Bob LaMontagne wrote:

What characteristic of the final equilibrium state would tell me if stirring occured or not?

Assuming that we are talking about a thermally-insulated gas that starts and ends in thermal equilibrium, stirring has occurred if and only if the entropy increases. Period.

While you reject the temperature-entropy relation I wrote, do you also disagree with the final T value after the waves die out being determined by the well defined energy input - in this particular example? I'm trying to get through this one step at a time.

Well ... I fear that much of the confusion in this thread is the result of differing hidden assumptions about what is given so let's try to be very specific. First, a few facts:

1. For a given gas at thermal equilibrium, both the energy and the entropy depend only on the temperature and the volume and, for a given volume, both the energy and the entropy increase monotonically with temperature.

2. All of the above is also true for an ideal gas with the slight simplification that the energy does *not* depend on the volume.

Now some cases. In each, I assume a) that the gas is thermally insulated, b) that it starts and ends in thermal equilibrium, and c) that the initial state is given.

CASE 1: An irreversible compression to a given final volume, (i.e. Carl's case):

1. Stirring has occurred and the final entropy is greater than the initial entropy. (Because we are explicitly told that the process is irreversible.)

2. The final energy is greater than it would have been had the process not been irreversible. (Because higher entropy => higher temperature => higher energy for a given volume.)

3. More work was done on the gas than would have been had the process not been irreversible. (Because the extra energy was entirely the result of extra work done.)

CASE 2: The energy input is specified:

1. We know the work done. (Because the energy input was entirely the result of work.)

2. We don't know the final temperature. (Because we don't know the final volume.)

3. We don't know the final entropy. (Because we don't know the final temperature OR the final volume.)

4. We don't know if stirring occurred. (Because we don't know if the entropy increased.)

CASE 3: The energy input is specified and the gas is ideal:

1. We know the work done. (Because the energy input was entirely the result of work.)

2. We know the final temperature. (Because we know the final energy.)

3. We don't know the final entropy. (Because we don't know the final volume.)
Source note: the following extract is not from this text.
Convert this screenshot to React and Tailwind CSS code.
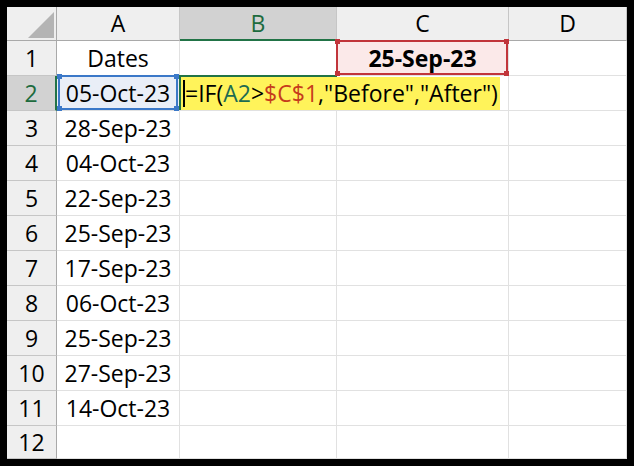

4. We don't know if stirring occurred. (Because we don't know if the entropy increased.)

CASE 4: The energy input and the final volume are specified.

1. We know the work done. (Because the energy input was entirely the result of work.)

2. We know the final temperature. (Because we know the final energy and the final volume.)

3. We know the final entropy. (Because we know the final temperature and the final volume.)

4. We know if stirring has occurred. (Because we know if the entropy increased.)

5. We know if the problem specification was unphysical. (Because it is possible to specify an energy input and final volume that result in a final entropy that is less than the original entropy and *that* is physically impossible.)